The novel narrates the story of Karna, developed through the viewpoint of Draupadi in the reflection of her life. The book begins at the end of the Kurukshetra War. Yudhishthira has just learned that Karna, the much-hated enemy of the Pandavas, killed by Arjuna is his brother. Draupadi, the wife of all the Pandava brothers, is unable to understand her sense of guilt surrounding the situation. However, she soon learns more about the once-hated Karna. Draupadi's feelings towards Karna change through the course of the novel. As the wife of all the Pandava brothers, she comes to realize that had Karna accepted the offer to become the eldest Pandava and consented to rule the kingdom, he would have been her husband.

Draupadi considers life in retrospect, contemplating the life of Karna and unveiling his stature as a tragic hero. She recognizes that the gallant warrior, Karna, has fallen before the prejudices of those surrounding him. Karna becomes encompassed in an all-destructive war.
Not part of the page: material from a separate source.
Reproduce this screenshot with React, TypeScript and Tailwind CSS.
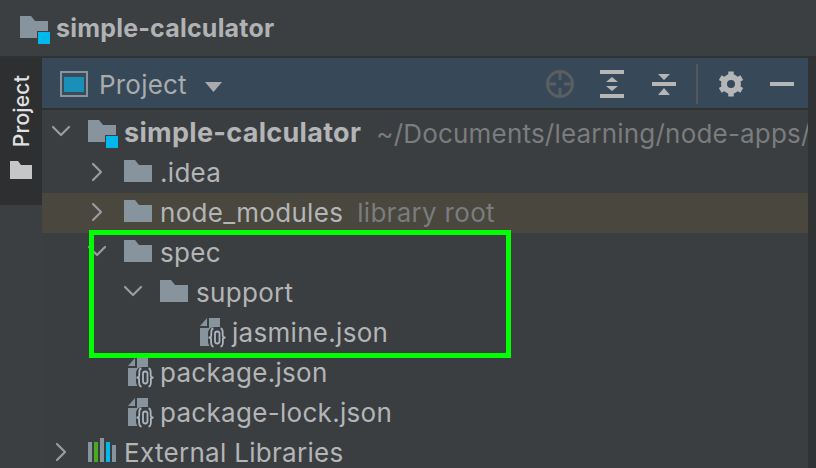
import { ChevronDown, ChevronRight } from "lucide-react";

const Folder = () => (
  <svg width="28" height="22" viewBox="0 0 28 22" className="mb-[4px] shrink-0">
    <path d="M0 0h11l4 5h13v17H0z" fill="#87939d" />
  </svg>
);

const ModuleFolder = () => (
  <svg width="30" height="28" viewBox="0 0 30 28" className="shrink-0">
    <path d="M0 0h11l4 5h13v17H0z" fill="#87939d" />
    <rect x="17" y="15" width="13" height="13" fill="#3c3f41" />
    <rect x="18" y="16" width="12" height="12" fill="#00b8ec" />
  </svg>
);

const JsonFile = () => (
  <svg width="26" height="30" viewBox="0 0 26 30" className="shrink-0">
    <path d="M7 0v8H0z" fill="#87939d" />
    <path d="M9 0h11v28H0V10h9z" fill="#87939d" />
    <rect x="8" y="9" width="18" height="21" rx="6" fill="#3a3d40" />
    <path d="M13.500 10.500c-3.500 0-1.500 6.500-2.500 8s-1.500 1-2.500 1c1 0 2 0 2.500 1s-1 8 2.500 8" fill="none" stroke="#a9b6c0" strokeWidth="1.800" />
    <path d="M20.500 10.500c3.500 0 1.500 6.500 2.500 8s1.500 1 2.500 1c-1 0-2 0-2.500 1s1 8-2.500 8" fill="none" stroke="#a9b6c0" strokeWidth="1.800" />
    <rect x="15" y="13.500" width="4.500" height="12" rx="2.200" fill="none" stroke="#a9b6c0" strokeWidth="1.800" />
  </svg>
);

const Libraries = () => (
  <svg width="28" height="24" viewBox="0 0 28 24" className="mb-[6px] shrink-0">
    <rect x="0" y="4" width="4" height="20" fill="#87939d" />
    <rect x="6" y="4" width="4" height="20" fill="#46ab1e" />
    <rect x="12" y="0" width="4" height="24" fill="#87939d" />
    <rect x="18" y="4" width="4" height="20" fill="#00b8ec" />
    <rect x="24" y="7" width="4" height="17" fill="#87939d" />
  </svg>
);

const Locate = () => (
  <svg width="30" height="30" viewBox="0 0 30 30">
    <circle cx="15" cy="15" r="12.500" fill="none" stroke="#5b5e60" strokeWidth="3" />
    <path d="M15 4v7M15 19v7M4 15h7M19 15h7" stroke="#5b5e60" strokeWidth="3" />
  </svg>
);

const ExpandAll = () => (
  <svg width="26" height="30" viewBox="0 0 26 30" fill="#b4b6b8">
    <rect x="1" y="1" width="24" height="4" />
    <rect x="1" y="25" width="24" height="4" />
    <path d="M13 8l6 5H7zM13 22l6-5H7z" />
  </svg>
);

const CollapseAll = () => (
  <svg width="26" height="26" viewBox="0 0 26 26" fill="#b4b6b8">
    <rect x="1" y="11" width="24" height="4" />
    <path d="M13 9L7 3h12zM13 17l6 7H7z" />
  </svg>
);

const Gear = () => (
  <svg width="28" height="28" viewBox="0 0 28 28">
    <circle cx="14" cy="14" r="7" fill="none" stroke="#b4b6b8" strokeWidth="6" />
    <path
      d="M14 1.500v5M14 21.500v5M3.200 7.700l4.300 2.500M20.500 17.800l4.300 2.500M3.200 20.300l4.300-2.500M20.500 10.200l4.300-2.500"
      stroke="#b4b6b8"
      strokeWidth="5.500"
    />
  </svg>
);

const Down = () => (
  <ChevronDown size={32} strokeWidth={1.6} className="mb-[5px] shrink-0 text-[#9a9c9e]" />
);

const Right = () => (
  <ChevronRight size={32} strokeWidth={1.6} className="mb-[3px] shrink-0 text-[#9a9c9e]" />
);

const Label = ({ text }: { text: string }) => <span className="mb-[2px] ml-[8px]">{text}</span>;

const SINK = "text-[#b3b5b7]";

const App = () => {
  return (
    <div className="relative flex h-[468px] w-[816px] flex-col overflow-hidden bg-[#3b3e41] font-['Inter',sans-serif] text-[26px] tracking-[0.3px]">
      <div className="flex h-[56px] shrink-0 items-center gap-[6px] bg-[#3c3f41] pl-[20px] pt-[2px]">
        <div className="mt-[2px]"><ModuleFolder /></div>
        <span className="text-[25px] font-bold tracking-[0.2px] text-[#b0b2b4]">simple-calculator</span>
      </div>
      <div className="flex min-h-0 flex-1 border-t-2 border-[#2f3133]">
        <div className="w-[42px] shrink-0 bg-[#3c3f41]">
          <div className="flex h-[147px] flex-col items-center gap-[14px] bg-[#2d2f31] pt-[17px]">
            <span className="rotate-180 text-[21px] font-medium leading-none tracking-[0.2px] text-[#e1e2e3] [writing-mode:vertical-rl]">
              Project
            </span>
            <svg width="22" height="18" viewBox="0 0 22 18">
              <path d="M0 0h8l3 4h11v14H0z" fill="#c4c6c8" />
            </svg>
          </div>
        </div>
        <div className="flex min-w-0 flex-1 flex-col">
          <div className="flex h-[52px] shrink-0 items-center border-b-2 border-[#2f3133] bg-[#374859] pl-[18px] pt-[2px]">
            <div className="flex h-[26px] w-[28px] items-center justify-center border-[2px] border-[#87939d] bg-[#3b4b5a]">
              <div className="h-[15px] w-[20px] bg-[#1a8fb8]" />
            </div>
            <span className="ml-[11px] text-[#a9abad] tracking-[0.2px]">Project</span>
            <svg width="18" height="10" viewBox="0 0 18 10" className="ml-[18px] mt-[6px]">
              <path d="M0 0h17L8.500 10z" fill="#a9abad" />
            </svg>
            <div className="ml-auto flex items-center">
              <Locate />
              <div className="ml-[24px]"><ExpandAll /></div>
              <div className="ml-[26px]"><CollapseAll /></div>
              <div className="ml-[19px] h-[40px] w-[2px] bg-[#55585a]" />
              <div className="ml-[19px]"><Gear /></div>
              <div className="ml-[25px] mr-[14px] h-[4px] w-[24px] bg-[#b4b6b8]" />
            </div>
          </div>
          <div className="flex flex-1 flex-col pt-[3px]">
            <div className={`flex h-[40px] items-center overflow-hidden whitespace-nowrap pl-[3px] ${SINK}`}>
              <ChevronDown size={32} strokeWidth={1.6} className="mb-[4px] shrink-0 text-[#9a9c9e]" />
              <div className="ml-[11px] mt-[2px] shrink-0"><ModuleFolder /></div>
              <span className="ml-[6px] text-[27px] font-bold">simple-calculator</span>
              <span className="ml-[15px] tracking-[0.2px] text-[#7a7c7e]">~/Documents/learning/node-apps/</span>
            </div>
            <div className={`flex h-[40px] items-center pl-[39px] ${SINK}`}>
              <Right />
              <div className="ml-[11px]"><Folder /></div>
              <Label text=".idea" />
            </div>
            <div className={`flex h-[40px] items-center bg-[#4a473e] pl-[39px] ${SINK}`}>
              <Right />
              <div className="ml-[11px]"><Folder /></div>
              <Label text="node_modules" />
              <span className="mb-[2px] ml-[14px] text-[#7a7c7e]">library root</span>
            </div>
            <div className={`flex h-[40px] items-center pl-[39px] ${SINK}`}>
              <Down />
              <div className="ml-[11px]"><Folder /></div>
              <Label text="spec" />
            </div>
            <div className={`flex h-[40px] items-center pl-[75px] ${SINK}`}>
              <Down />
              <div className="ml-[11px]"><Folder /></div>
              <Label text="support" />
            </div>
            <div className={`flex h-[40px] items-center pl-[158px] ${SINK}`}>
              <JsonFile />
              <span className="mb-[2px] ml-[6px]">jasmine.json</span>
            </div>
            <div className={`flex h-[40px] items-center pl-[86px] ${SINK}`}>
              <JsonFile />
              <span className="mb-[2px] ml-[6px]">package.json</span>
            </div>
            <div className={`flex h-[40px] items-center pl-[86px] ${SINK}`}>
              <JsonFile />
              <span className="mb-[2px] ml-[6px]">package-lock.json</span>
            </div>
            <div className={`flex h-[40px] items-center pl-[3px] ${SINK}`}>
              <Right />
              <div className="ml-[11px]"><Libraries /></div>
              <Label text="External Libraries" />
            </div>
          </div>
        </div>
        <div className="w-[8px] shrink-0 bg-[#303234]" />
      </div>
      <div className="absolute left-[89px] top-[230px] h-[128px] w-[422px] border-[5px] border-[#00ff00]" />
    </div>
  );
};

export default App;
Meanwhile, Draupadi, the chaste and dutiful wife of the Pandavas, also reflects on her understanding. She finds that the fundamentals and morals she had come to believe in life, crumbled before her own eyes. There is a sense of destruction and abandonment shared between these two characters. The book crafts a contemporary relevance to the tribulations of the tragic hero, Karna, and the struggles of the quintessential woman, Draupadi.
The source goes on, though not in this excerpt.